Sort of Muffled and Far Away

It’s not that I’m such a Jonathan Safran Foer fan, but I did feel a little bad for the guy after reading the NYT review of his new book. Think poetry critics are conservative and intolerant? They’ve got nothing on your average fiction reviewer, who still holds up Psychological Realism as the holy grail of all writing.

And it’s not that I have anything against Michiko Kakutani in particular–she usually seems reasonably intelligent–it’s more that she’s representative. That pining for someone who would write in an “earnest, straightforward manner” (code words for realism that turn into moral qualities) ought to show how remote that ideal is from anything like what writing looks like now–or has looked like for the past century.

In my extremely brief (about a year long) career as a fiction writer, I found myself more or less by accident as a member of what I was told was a very prestigious writing workshop, held at the home of a prominent editor. In retrospect, it’s pretty clear that I wrote fiction like a poet: a lot more interested in linguistic riffs and the endless mining of specific moments of experience than in such niceties as plot and character. But that said, I produced what I thought were some reasonably accomplished passages from a third-person pseudo-autobiographical piece featuring a character whose chronological age must have been about six but whose brain occasionally played host to certain non-six-year-old thoughts and ideas. Or rather: it hardly seemed as if I could render the complexity of a six-year-old’s experience if I were limited to a six-year-old’s vocabulary.
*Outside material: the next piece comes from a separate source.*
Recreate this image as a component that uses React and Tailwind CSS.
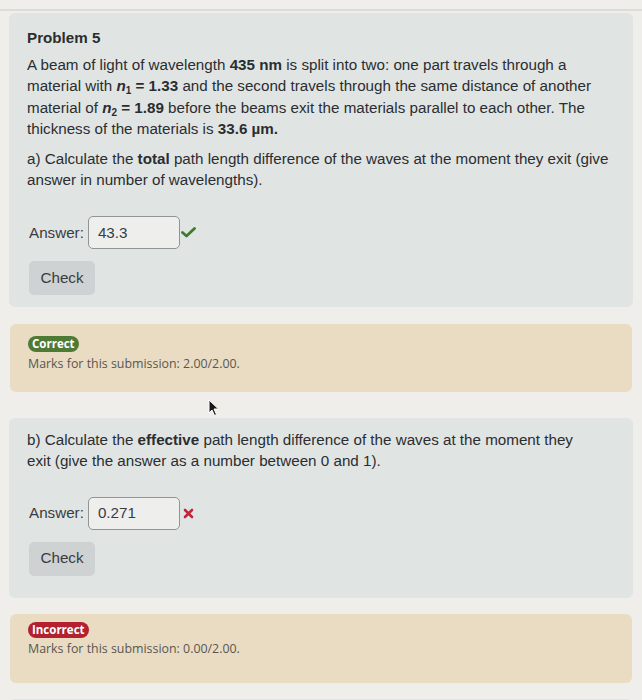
import React from 'react';

function Tick() {
  return (
    <svg width="15" height="11" viewBox="0 0 15 11" className="ml-[1px]">
      <path d="M1.5 5.5 L5.5 9 L13.5 1.5" fill="none" stroke="#3f7a2e" strokeWidth="2.8" strokeLinecap="round" strokeLinejoin="round" />
    </svg>
  );
}

function Cross() {
  return (
    <svg width="11" height="11" viewBox="0 0 11 11" className="ml-[3px]">
      <path d="M2 2 L9 9 M9 2 L2 9" fill="none" stroke="#c0263a" strokeWidth="2.6" strokeLinecap="round" />
    </svg>
  );
}

function Sub({ children }) {
  return <span className="relative top-[3px] text-[10px] leading-none">{children}</span>;
}

function AnswerRow({ value, mark }) {
  return (
    <div className="flex items-center">
      <span className="mr-[4px] text-[#3a3c3f]">Answer:</span>
      <div className="flex h-[33px] w-[92px] items-center rounded-[5px] border border-[#8f9495] bg-[#eeefed] px-[9px] text-[#3a3c3f]">
        {value}
      </div>
      {mark}
    </div>
  );
}

function CheckButton() {
  return (
    <button className="mt-[12px] h-[34px] w-[66px] rounded-[5px] bg-[#ced2d3] text-[#3a3c3f]">Check</button>
  );
}

function Feedback({ badge, badgeClass, marks, pad }) {
  return (
    <div className={`mx-[10px] rounded-[6px] bg-[#e9dcc3] px-[18px] font-['Open_Sans',sans-serif] text-[12.4px] text-[#5a5650] ${pad}`}>
      <span className={`inline-block rounded-full px-[4px] text-[11.5px] font-bold leading-[16px] text-white ${badgeClass}`}>{badge}</span>
      <div className="mt-[2px] leading-[16px]">{marks}</div>
    </div>
  );
}

export default function App() {
  return (
    <div className="relative h-[700px] overflow-hidden bg-[#efeeea] pt-[13px] font-['Liberation_Sans',Arial,sans-serif] text-[15.2px] text-[#2b2d30]">
      <div className="absolute left-0 right-0 top-[9px] h-[2px] bg-[#dcdcd8]" />

      <div className="relative mx-[9px] rounded-[6px] bg-[#e0e5e4] px-[18px] pb-[12px] pt-[15px]">
        <div className="font-bold leading-[20px]">Problem 5</div>
        <p className="mt-[6px] leading-[21.4px]">
          A beam of light of wavelength <b>435 nm</b> is split into two: one part travels through a<br />
          material with <b><i>n</i><Sub>1</Sub> = 1.33</b> and the second travels through the same distance of another<br />
          material of <b><i>n</i><Sub>2</Sub> = 1.89</b> before the beams exit the materials parallel to each other. The<br />
          thickness of the materials is <b>33.6 µm.</b>
        </p>
        <p className="mt-[8px] leading-[21.4px]">
          a) Calculate the <b>total</b> path length difference of the waves at the moment they exit (give<br />
          answer in number of wavelengths).
        </p>
        <div className="ml-[2px] mt-[26px]">
          <AnswerRow value="43.3" mark={<Tick />} />
          <CheckButton />
        </div>
      </div>

      <div className="mt-[17px]">
        <Feedback badge="Correct" badgeClass="bg-[#4e7a35]" marks="Marks for this submission: 2.00/2.00." pad="pt-[11px] pb-[20px]" />
      </div>

      <div className="mx-[9px] mt-[26px] rounded-[6px] bg-[#e0e5e4] px-[18px] pb-[22px] pt-[11px]">
        <p className="leading-[21.4px]">
          b) Calculate the <b>effective</b> path length difference of the waves at the moment they<br />
          exit (give the answer as a number between 0 and 1).
        </p>
        <div className="ml-[2px] mt-[25px]">
          <AnswerRow value="0.271" mark={<Cross />} />
          <CheckButton />
        </div>
      </div>

      <div className="mt-[16px]">
        <Feedback badge="Incorrect" badgeClass="bg-[#b3202f]" marks="Marks for this submission: 0.00/2.00." pad="pt-[7px] pb-[26px]" />
      </div>

      <div className="mx-[9px] mt-[16px] h-[40px] rounded-[6px] bg-[#e0e5e4]" />

      <svg className="absolute left-[208px] top-[399px]" width="12" height="18" viewBox="0 0 12 18">
        <path d="M1 1 L1 14 L4 11 L6.5 16.5 L8.5 15.5 L6 10 L10.5 10 Z" fill="#1b1b1b" stroke="#ffffff" strokeWidth="1" />
      </svg>
    </div>
  );
}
As soon as I got the piece to workshop, though, I was reamed on precisely those grounds (and precisely the ones Kakutani faults Foer on): the story was not realistic; it contained thoughts a six-year-old couldn’t possibly have; that wasn’t really what elementary school was like; it was, God forbid, “contrived.” (The distinguished editor, talking to me in the kitchen during a break, used the word “arch.”) I wanted to ask if anyone had ever read Proust or Joyce or Faulkner, or, really, anyone but Updike and Cheever. That’s the funny thing about realist nostalgia: it’s nostalgia not for, say, 1750 or 1850 (do Dickens’s children “sound” like children?) but for 1950, more or less as it happened in lower New England and the upper Mid-Atlantic.

So that’s why I feel a pang of sympathy when I see even a writer as modestly “experimental” as Foer (oh! heavens! he’s using magical realism!) get taken to the woodshed for being “contrived.” I’ve been there. Though I don’t sell as many books.